Par un arrêt rendu le 27 mai 2020 (Conseil d’Etat, 27 mai 2020, n°435982), le Conseil d’Etat a opéré un important revirement de jurisprudence en matière de marchés publics.
En effet, la haute juridiction administrative est venue juger que « la circonstance que l’offre du concurrent évincé, auteur du référé contractuel, soit irrégulière ne fait pas obstacle à ce qu’il puisse se prévaloir de l’irrégularité de l’offre de la société attributaire du contrat en litige. Tel est notamment le cas lorsqu’une offre peut être assimilée, par le juge des référés dans le cadre de son office, à une offre irrégulière en raison de son caractère anormalement bas ».
Ainsi, un candidat à un marché public ayant été évincé au motif que son offre était irrégulière peut valablement se prévaloir de l’irrégularité de l’offre de la société attributaire pour contester l’attribution du marché devant le Juge Administratif dans le cadre d’un référé précontractuel.
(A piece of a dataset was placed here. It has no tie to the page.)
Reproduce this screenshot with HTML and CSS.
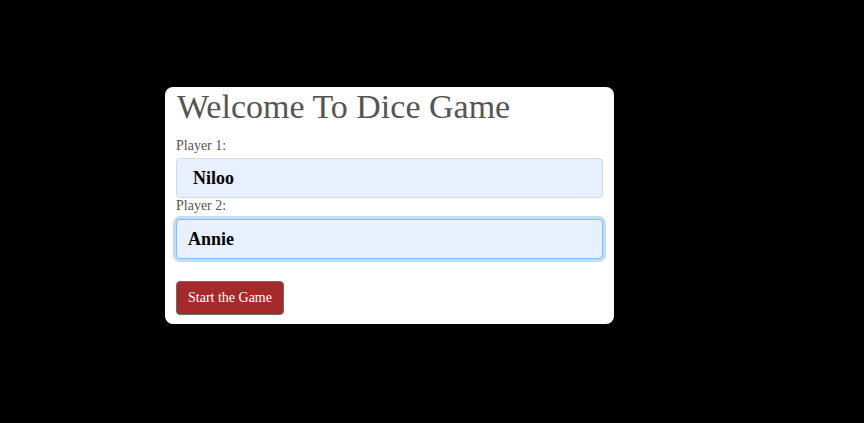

En la matière et pour mémoire, il est de jurisprudence constante que le requérant doit démontrer une lésion de ses intérêts par les moyens qu’il invoque ou, en tout cas, que ces moyens sont susceptibles de le léser (Conseil d’Etat, 3 octobre 2008, n°305420, SMIRGEOMES).
Précédemment, sur la base de ce principe, le Conseil d’Etat considérait que le choix de l’offre d’un candidat irrégulièrement retenu est susceptible d’avoir lésé le candidat qui invoque ce manquement, à moins qu’il ne résulte de l’instruction que sa candidature devait elle-même être écartée, ou que l’offre qu’il présentait ne pouvait qu’être éliminée comme inappropriée, irrégulière ou inacceptable (Conseil d’Etat, 11 avril 2012, n° 354652).
Par ce récent arrêt du 27 mai 2020, le Conseil d’Etat a donc ouvert l’office du juge administratif à une nouvelle catégorie de requérants pouvant dorénavant invoquer l’irrégularité de l’offre de l’attributaire du marché public.
Cette jurisprudence était particulièrement attendue dans la mesure où il était difficile de comprendre pourquoi une offre irrégulière pouvait être retenue au détriment d’une autre offre fût-elle elle-même irrégulière.
Le Conseil d’Etat est ainsi venu s’aligner sur la jurisprudence de la Cour de Justice de l’Union Européenne qui considère que l’irrégularité de l’offre d’un candidat évincé ne le prive pas de la possibilité de se prévaloir du caractère irrégulier de l’offre retenue pour obtenir l’annulation de la procédure ou du contrat (CJUE, 5 avril 2016, Puligienica Facility Esco Spa, n°C-689/13).
Cet arrêt du 27 mai 2020 contribue ainsi à une harmonisation supplémentaire du droit français avec le droit européen en matière de commande publique – même si le droit national découle très largement du droit européen dans ce domaine -.
Une nouvelle catégorie de candidats jusqu’ici démunis, évincés à raison du caractère irrégulier de leur offre, pourront donc dorénavant saisir le juge des référés précontractuels pour se prévaloir de l’irrégularité de l’offre de l’entreprise attributaire du marché.